If you are volunteering as a Bible class teacher in a large congregation, your class probably only has one age group, like second grade, in it. Smaller congregations don’t have that luxury. Whether it’s from a lack of space, less children or a shortage of volunteers, you may have a wide span of ages in your class.
If you are currently teaching a class with children of various ages, you are probably well aware of some of the issues this can cause. Children can develop greatly physically, emotionally, educationally, socially and spiritually over the course of a year. A difference of four years between adults is barely noticeable. With children, it’s a huge developmental leap.
Which can make it difficult even teaching the Bible story. If younger concrete thinkers are in the class with older children (who are thinking more abstractly), you will have some students who understand abstract concepts and others who will take everything that is said very literally. Even the things they enjoy doing and their life experiences can change the dynamics of application principle examples and activities.
There are some things you can do though to make these multi-age classes easier for teachers to teach and more appropriate for all of your students. Here are a few of our favorite suggestions:
- Carefully plan age breaks. Some age groups really need to be separated if at all possible – even if it means there are only two or three children in the class.

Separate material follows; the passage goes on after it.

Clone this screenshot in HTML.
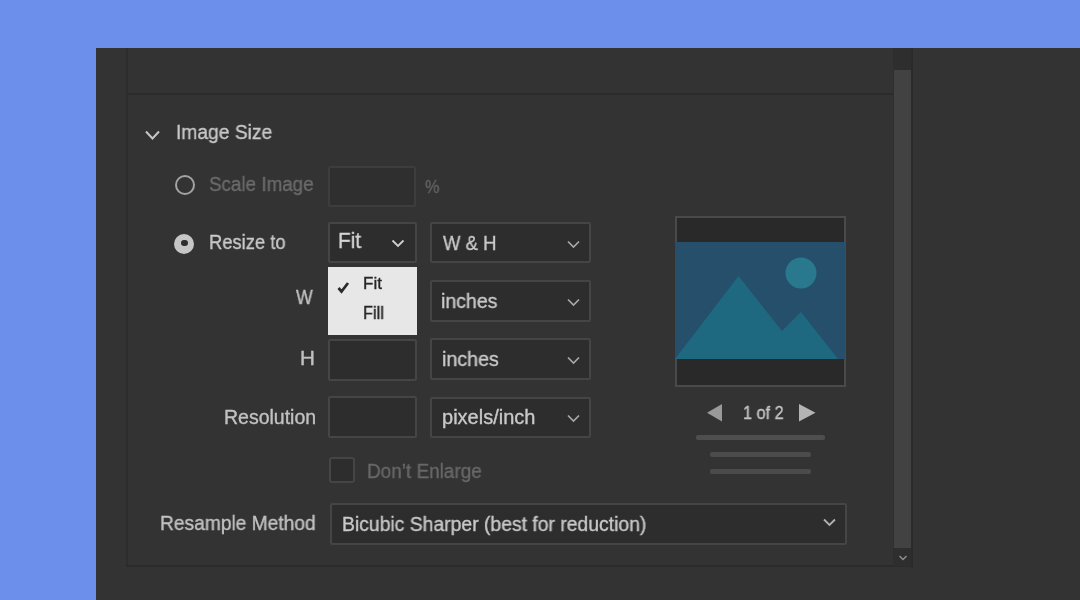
<!DOCTYPE html>
<html><head><meta charset="utf-8">
<style>
*{margin:0;padding:0;box-sizing:border-box}
html,body{width:1080px;height:600px;overflow:hidden;background:#6c8fec}
body{position:relative;font-family:"Liberation Sans",sans-serif}
.a{position:absolute}
.t{position:absolute;white-space:nowrap;line-height:1;transform-origin:0 0;-webkit-text-stroke:0.35px currentColor;will-change:transform}
.box{position:absolute;background:#2d2d2d;border:2px solid #454545;border-radius:2px}
</style></head><body>
<div class="a" style="left:96px;top:48px;width:984px;height:552px;background:#333333"></div>
<!-- inner panel borders -->
<div class="a" style="left:126px;top:48px;width:2px;height:519px;background:#2d2d2d"></div>
<div class="a" style="left:127px;top:93px;width:766px;height:2px;background:#2b2b2b"></div>
<div class="a" style="left:126px;top:565px;width:787px;height:2px;background:#2b2b2b"></div>
<!-- scrollbar -->
<div class="a" style="left:893px;top:48px;width:19px;height:518px;background:#2e2e2e"></div>
<div class="a" style="left:894px;top:70px;width:17px;height:478px;background:#424242"></div>
<div class="a" style="left:911px;top:48px;width:2px;height:520px;background:#2b2b2b"></div>
<svg class="a" style="left:896px;top:552px" width="14" height="10" viewBox="0 0 14 10"><path d="M3.5 4 L7 7.5 L10.5 4" fill="none" stroke="#8e8e8e" stroke-width="1.5"/></svg>

<!-- header chevron -->
<svg class="a" style="left:144px;top:129px" width="18" height="13" viewBox="0 0 18 13"><path d="M2 2.5 L8.5 9.5 L15 2.5" fill="none" stroke="#c6c6c6" stroke-width="2"/></svg>

<!-- radios -->
<div class="a" style="left:175px;top:175px;width:20px;height:20px;border:2px solid #a3a3a3;border-radius:50%"></div>
<div class="a" style="left:174px;top:234px;width:20px;height:20px;background:#c6c6c6;border-radius:50%"></div>
<div class="a" style="left:181.3px;top:240px;width:6.4px;height:6.4px;background:#2e2e2e;border-radius:50%"></div>

<!-- boxes -->
<div class="box" style="left:328px;top:166px;width:88px;height:41px;background:#2f2f2f;border-color:#3d3d3d"></div>
<div class="box" style="left:328px;top:222px;width:89px;height:41px"></div>
<svg class="a" style="left:390px;top:238px" width="16" height="12" viewBox="0 0 16 12"><path d="M2.5 2.5 L8 8 L13.5 2.5" fill="none" stroke="#cfcfcf" stroke-width="1.8"/></svg>
<div class="box" style="left:430px;top:222px;width:161px;height:41px"></div>
<svg class="a" style="left:566px;top:239px" width="15" height="11" viewBox="0 0 15 11"><path d="M2 2.5 L7.5 8 L13 2.5" fill="none" stroke="#a8a8a8" stroke-width="1.7"/></svg>
<div class="box" style="left:430px;top:280px;width:161px;height:42px"></div>
<svg class="a" style="left:566px;top:297px" width="15" height="11" viewBox="0 0 15 11"><path d="M2 2.5 L7.5 8 L13 2.5" fill="none" stroke="#a8a8a8" stroke-width="1.7"/></svg>
<div class="box" style="left:328px;top:339px;width:89px;height:42px"></div>
<div class="box" style="left:430px;top:338px;width:161px;height:42px"></div>
<svg class="a" style="left:566px;top:355px" width="15" height="11" viewBox="0 0 15 11"><path d="M2 2.5 L7.5 8 L13 2.5" fill="none" stroke="#a8a8a8" stroke-width="1.7"/></svg>
<div class="box" style="left:328px;top:396px;width:89px;height:42px"></div>
<div class="box" style="left:430px;top:397px;width:161px;height:41px"></div>
<svg class="a" style="left:566px;top:413px" width="15" height="11" viewBox="0 0 15 11"><path d="M2 2.5 L7.5 8 L13 2.5" fill="none" stroke="#a8a8a8" stroke-width="1.7"/></svg>
<div class="a" style="left:329px;top:457px;width:26px;height:26px;border:2px solid #454545;border-radius:3px;background:#2d2d2d"></div>
<div class="box" style="left:330px;top:503px;width:517px;height:42px"></div>
<svg class="a" style="left:822px;top:517px" width="15" height="11" viewBox="0 0 15 11"><path d="M2 2.5 L7.5 8 L13 2.5" fill="none" stroke="#b0b0b0" stroke-width="1.9"/></svg>

<!-- dropdown -->
<div class="a" style="left:328px;top:267px;width:89px;height:68px;background:#e7e7e7"></div>
<svg class="a" style="left:336px;top:280px" width="15" height="15" viewBox="0 0 15 15"><path d="M2.5 8 L5.5 11.5 L12 3" fill="none" stroke="#2a2a2a" stroke-width="2.7"/></svg>

<!-- preview -->
<div class="a" style="left:675px;top:216px;width:171px;height:171px;border:2px solid #4a4a4a;background:#292929"></div>
<svg class="a" style="left:675px;top:242px" width="170" height="117" viewBox="675 242 170 117">
<rect x="675" y="242" width="170" height="117" fill="#254f6b"/>
<circle cx="801" cy="273" r="15.5" fill="#29788e"/>
<polygon points="675,359 738.5,276 782,331 801,312 838,359" fill="#1e6880"/>
</svg>

<!-- nav -->
<svg class="a" style="left:700px;top:400px" width="120" height="26" viewBox="700 400 120 26"><polygon points="707,412.7 722,404 722,421.5" fill="#9a9a9a"/><polygon points="799,404 815.5,412.7 799,421.5" fill="#b4b4b4"/></svg>
<div class="a" style="left:696px;top:435px;width:129px;height:5px;background:#4e4e4e;border-radius:2px"></div>
<div class="a" style="left:710px;top:452px;width:101px;height:5px;background:#4b4b4b;border-radius:2px"></div>
<div class="a" style="left:710px;top:469px;width:101px;height:5px;background:#4b4b4b;border-radius:2px"></div>

<div class="t" id="imgsize" style="left:175.80px;top:121.66px;font-size:20px;color:#c9c9c9;transform:scaleX(0.9612);">Image Size</div>
<div class="t" id="scale" style="left:209.40px;top:175.30px;font-size:19.6px;color:#6b6b6b;transform:scaleX(0.9607);">Scale Image</div>
<div class="t" id="pct" style="left:425.20px;top:176.91px;font-size:19px;color:#636363;transform:scaleX(0.8543);">%</div>
<div class="t" id="resize" style="left:209.00px;top:232.06px;font-size:20px;color:#c9c9c9;transform:scaleX(0.9186);">Resize to</div>
<div class="t" id="fit" style="left:337.60px;top:229.77px;font-size:22px;color:#d4d4d4;transform:scaleX(0.9446);">Fit</div>
<div class="t" id="wh" style="left:443.20px;top:233.01px;font-size:20.3px;color:#c9c9c9;transform:scaleX(0.9114);">W &amp; H</div>
<div class="t" id="wlab" style="left:296.10px;top:287.88px;font-size:19.5px;color:#c2c2c2;transform:scaleX(0.9089);">W</div>
<div class="t" id="inch1" style="left:441.20px;top:290.66px;font-size:20px;color:#c9c9c9;transform:scaleX(0.9759);">inches</div>
<div class="t" id="hlab" style="left:300.40px;top:348.88px;font-size:19.5px;color:#c2c2c2;transform:scaleX(1.0556);">H</div>
<div class="t" id="inch2" style="left:441.80px;top:348.66px;font-size:20px;color:#c9c9c9;transform:scaleX(0.9833);">inches</div>
<div class="t" id="resol" style="left:223.50px;top:407.78px;font-size:19.5px;color:#c2c2c2;transform:scaleX(0.9950);">Resolution</div>
<div class="t" id="ppi" style="left:441.80px;top:406.76px;font-size:20px;color:#c9c9c9;transform:scaleX(1.0002);">pixels/inch</div>
<div class="t" id="dont" style="left:366.60px;top:462.18px;font-size:19.5px;color:#686868;transform:scaleX(0.9715);">Don’t Enlarge</div>
<div class="t" id="resamp" style="left:160.20px;top:514.43px;font-size:19.8px;color:#c2c2c2;transform:scaleX(0.9696);">Resample Method</div>
<div class="t" id="bicubic" style="left:341.60px;top:514.68px;font-size:19.5px;color:#c9c9c9;transform:scaleX(0.9922);">Bicubic Sharper (best for reduction)</div>
<div class="t" id="oneof2" style="left:742.60px;top:403.55px;font-size:18px;color:#c4c4c4;transform:scaleX(0.9026);">1 of 2</div>
<div class="t" id="ddfit" style="left:363.00px;top:275.20px;font-size:17px;color:#262626;transform:scaleX(0.9972);">Fit</div>
<div class="t" id="ddfill" style="left:363.00px;top:304.58px;font-size:17.5px;color:#262626;transform:scaleX(0.9334);">Fill</div>
</body></html>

It just isn’t very safe or developmentally appropriate to have toddlers in the same room with elementary aged children. Their abilities and needs are just too different and one group is suffering for the other to learn in the ways that are best for them. Natural breaks are easier to manage. Think general groups like toddlers, pre-schoolers, early elementary (kindergarteners can easily go with the pre-school or elementary group in most cases) and upper elementary.
- Make sure the younger students are kept safe. It’s easy to forget about younger students and accidentally allow them to do something that really isn’t safe for their age group. Simple things like serving grapes that haven’t been cut into pieces is not an issue for an elementary child like it would be for a toddler. If your teacher is most comfortable teaching the older group, make sure they know what the younger group of children may need done differently to keep them safe and/or help them learn.

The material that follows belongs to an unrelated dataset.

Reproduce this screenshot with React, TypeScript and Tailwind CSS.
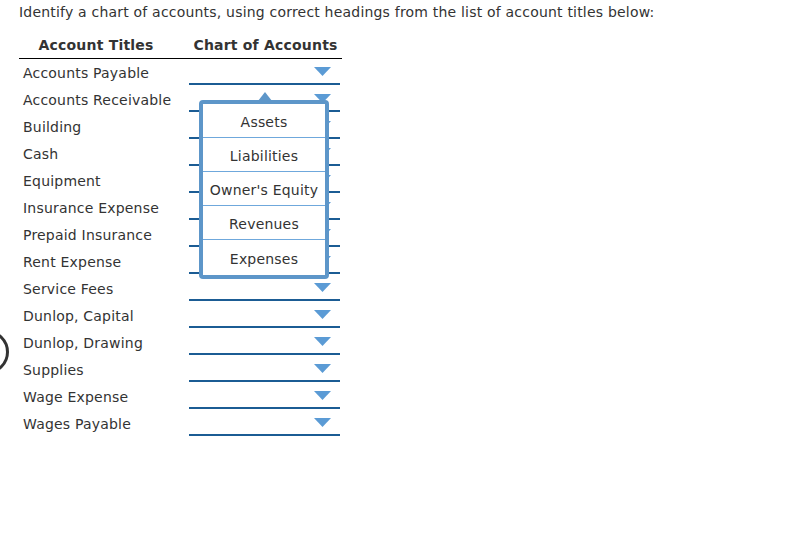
const accounts = [
  "Accounts Payable",
  "Accounts Receivable",
  "Building",
  "Cash",
  "Equipment",
  "Insurance Expense",
  "Prepaid Insurance",
  "Rent Expense",
  "Service Fees",
  "Dunlop, Capital",
  "Dunlop, Drawing",
  "Supplies",
  "Wage Expense",
  "Wages Payable",
];

const options = ["Assets", "Liabilities", "Owner's Equity", "Revenues", "Expenses"];

function Arrow() {
  return (
    <svg className="absolute right-[9px] top-[8px]" width="17" height="9" viewBox="0 0 17 9">
      <polygon points="0,0 17,0 8.5,9" fill="#5b9bd5" />
    </svg>
  );
}

export default function App() {
  return (
    <div
      className="relative h-[557px] w-[795px] overflow-hidden bg-white pl-[19px] pt-[4px] text-[14px] tracking-[0.2px] text-[#333]"
      style={{ fontFamily: '"DejaVu Sans", Verdana, sans-serif' }}
    >
      <p className="h-[16px] leading-[16px]">
        Identify a chart of accounts, using correct headings from the list of account titles below:
      </p>

      <div className="relative mt-[14px] w-[323px]">
        <div className="grid h-[25px] grid-cols-[170px_153px] border-b border-black font-bold leading-[22px]">
          <div className="pr-[16px] text-center">Account Titles</div>
          <div className="text-center">Chart of Accounts</div>
        </div>

        {accounts.map((name) => (
          <div key={name} className="grid h-[27px] grid-cols-[170px_153px]">
            <div className="pl-[4px] pt-[1px] leading-[27px]">{name}</div>
            <div className="relative h-[26px] w-[151px] border-b-2 border-[#1b5c94]">
              <Arrow />
            </div>
          </div>
        ))}

        <div className="absolute left-[180px] top-[66px] w-[130px]">
          <svg className="absolute left-[59px] top-[-8px]" width="14" height="9" viewBox="0 0 14 9">
            <polygon points="0,9 7,0 14,9" fill="#5d96c9" />
          </svg>
          <div className="flex h-[179px] flex-col rounded-[4px] border-4 border-[#5d96c9] bg-white">
            {options.map((opt, i) => (
              <div
                key={opt}
                className={
                  "flex h-[34px] items-center justify-center whitespace-nowrap pt-[3px] " +
                  (i < options.length - 1 ? "border-b border-[#6fa8dc]" : "flex-1")
                }
              >
                {opt}
              </div>
            ))}
          </div>
        </div>
      </div>

      <div className="absolute left-[-35px] top-[330px] h-[44px] w-[44px] rounded-full border-[3px] border-[#333]" />
    </div>
  );
}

- Explain everything carefully, while acknowledging some may have mastered the concept or skill already. If you must mix concrete and non-concrete thinkers together for example, you will need to explain to the younger students that when the Bible says someone turned “as if to stone”, it doesn’t mean God turned them into a rock. Or if your activity requires a physical skill like cutting or writing, encourage the older students to help the younger ones. Make sure to acknowledge the older students though or they will feel like they are in a “baby class”.

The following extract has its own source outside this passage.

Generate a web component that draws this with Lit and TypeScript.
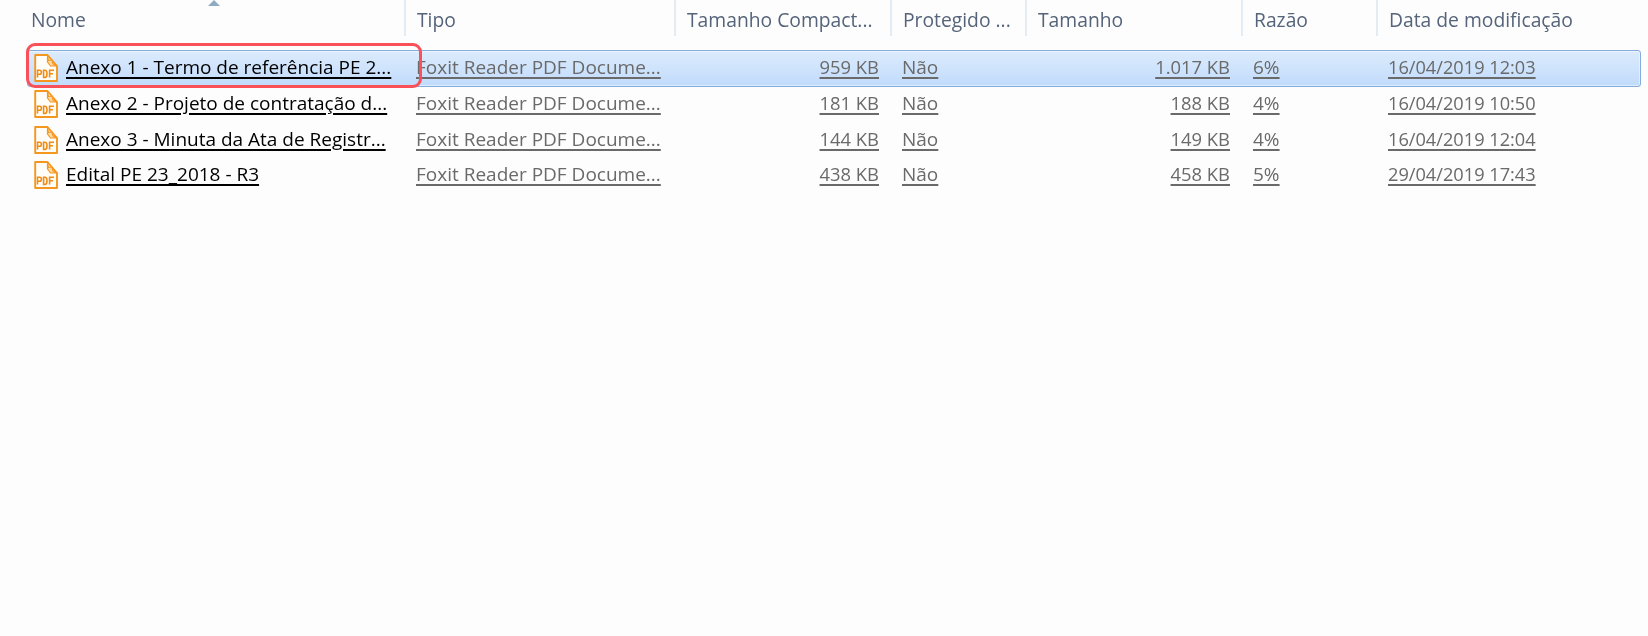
import { LitElement, html, css, svg } from "lit";
import { customElement } from "lit/decorators.js";

const COLS = ["Nome", "Tipo", "Tamanho Compact...", "Protegido ...", "Tamanho", "Razão", "Data de modificação"];

const ROWS = [
  ["Anexo 1 - Termo de referência PE 2...", "959 KB", "Não", "1.017 KB", "6%", "16/04/2019 12:03"],
  ["Anexo 2 - Projeto de contratação d...", "181 KB", "Não", "188 KB", "4%", "16/04/2019 10:50"],
  ["Anexo 3 - Minuta da Ata de Registr...", "144 KB", "Não", "149 KB", "4%", "16/04/2019 12:04"],
  ["Edital PE 23_2018 - R3", "438 KB", "Não", "458 KB", "5%", "29/04/2019 17:43"],
];

const pdfIcon = svg`<svg class="ico" viewBox="0 0 24 28" width="24" height="28" fill="none">
  <path d="M1.2 1H13.5L23 12V27H1.2Z" fill="#fffdf8" stroke="#f5971f" stroke-width="1.9" stroke-linejoin="round"/>
  <path d="M13.5 1L14.5 6.5L18 6L19 10L23 12L16.5 12L13.5 8Z" fill="#fbd9a8" stroke="#f5971f" stroke-width="1.2" stroke-linejoin="round"/>
  <path d="M3.5 23.5V16.2H5.7Q7.4 16.2 7.4 18.2T5.7 20.2H3.5M9.6 16.2V23.5H10.8Q13 23.5 13 19.8T10.8 16.2ZM15.6 23.5V16.2H20M15.6 19.8H19" stroke="#f08c14" stroke-width="1.6"/>
</svg>`;

@customElement("app-root")
export class AppRoot extends LitElement {
  static styles = css`
    :host {
      display: block;
      position: relative;
      width: 1648px;
      height: 636px;
      overflow: hidden;
      background: #fdfdfd;
      font-family: "Open Sans", "Noto Sans", sans-serif;
      font-size: 19px;
    }
    .content {
      filter: blur(0.4px);
    }
    .grid {
      display: grid;
    }
    .head {
      grid-template-columns: 406px 270px 216px 135px 216px 135px 1fr;
      height: 39px;
      color: #55647a;
      margin-bottom: 11px;
      font-size: 19.3px;
    }
    .hcell {
      display: flex;
      align-items: center;
      padding: 2px 0 0 11px;
      box-sizing: border-box;
      height: 36px;
      border-right: 2px solid #e4ecf3;
      white-space: nowrap;
      overflow: hidden;
    }
    .hcell:first-child {
      padding-left: 31px;
    }
    .hcell:last-child {
      border-right: none;
    }
    .row {
      grid-template-columns: 406px 270px 216px 136px 215px 135px 1fr;
      height: 35.5px;
      align-items: center;
      margin-right: 7px;
      color: #6a6a6a;
    }
    .row.sel {
      grid-template-columns: 378px 270px 216px 136px 215px 135px 1fr;
      height: 36.5px;
      border: 1px solid #84acdd;
      border-radius: 3px;
      margin-left: 27px;
      background: linear-gradient(#dcebfc, #c1dbfc);
      box-shadow: inset 0 0 0 1px rgba(255, 255, 255, 0.45);
      box-sizing: border-box;
    }
    .cell {
      white-space: nowrap;
      padding: 0 0 2px 10px;
      line-height: 30px;
      text-decoration: underline;
      text-decoration-thickness: 1.5px;
      text-underline-offset: 3px;
    }
    .name {
      display: flex;
      align-items: center;
      gap: 8px;
      padding: 0 0 0 34px;
      color: #000;
      text-decoration: none;
    }
    .row.sel .name {
      padding-left: 6px;
    }
    .name span {
      margin-top: -2px;
      font-size: 19px;
      text-decoration: underline;
      text-decoration-thickness: 1.7px;
      text-underline-offset: 3px;
    }
    .num {
      text-align: right;
      padding: 0 13px 2px 0;
      font-size: 18.4px;
    }
    .date {
      font-size: 18.2px;
    }
    .ico {
      flex: none;
    }
    .arrow {
      position: absolute;
      left: 207px;
      top: 0;
    }
    .mark {
      position: absolute;
      left: 26px;
      top: 43px;
      width: 396px;
      height: 45px;
      box-sizing: border-box;
      border: 3px solid #fa5058;
      border-radius: 9px;
    }
  `;

  render() {
    return html`
      <div class="content">
        <div class="grid head">
          ${COLS.map((c) => html`<div class="hcell">${c}</div>`)}
        </div>
        ${ROWS.map(
          (r, i) => html`<div class="grid row ${i === 0 ? "sel" : ""}">
            <div class="cell name">${pdfIcon}<span>${r[0]}</span></div>
            <div class="cell">Foxit Reader PDF Docume...</div>
            <div class="cell num">${r[1]}</div>
            <div class="cell">${r[2]}</div>
            <div class="cell num">${r[3]}</div>
            <div class="cell">${r[4]}</div>
            <div class="cell date">${r[5]}</div>
          </div>`
        )}
      </div>
      <svg class="arrow" width="14" height="6" viewBox="0 0 14 6"><path d="M7 0L13 6H1Z" fill="#8fabc2"/></svg>
      <div class="mark"></div>
    `;
  }
}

- Plan activities that will appeal to all ages. Many hands-on experiential activities are fun for all ages. We’ve even had teens and adults sneak into classes after they end to participate in the same activity as the kids. This is especially true for activities that help them experience what life was like in the Bible, service projects and activities involving things like cooking or acting.
- Give examples for each age group. If you are giving examples for what the things you are discussing may look like in their worlds, you need to give different examples when those worlds are different. Giving a school test example to a child who hasn’t been to school or taken a test yet isn’t helpful to that child. Likewise giving a pre-school example to kids already in school will once again make them feel as if they are in a “baby class”. Giving an appropriate example for each group will help them better understand the principle or command and help them feel as if they are an important part of the class.
In an ideal world, your congregation is growing and multi-aged classes won’t last long. Handling them intentionally while you do use them is crucial for student learning, growth and safety.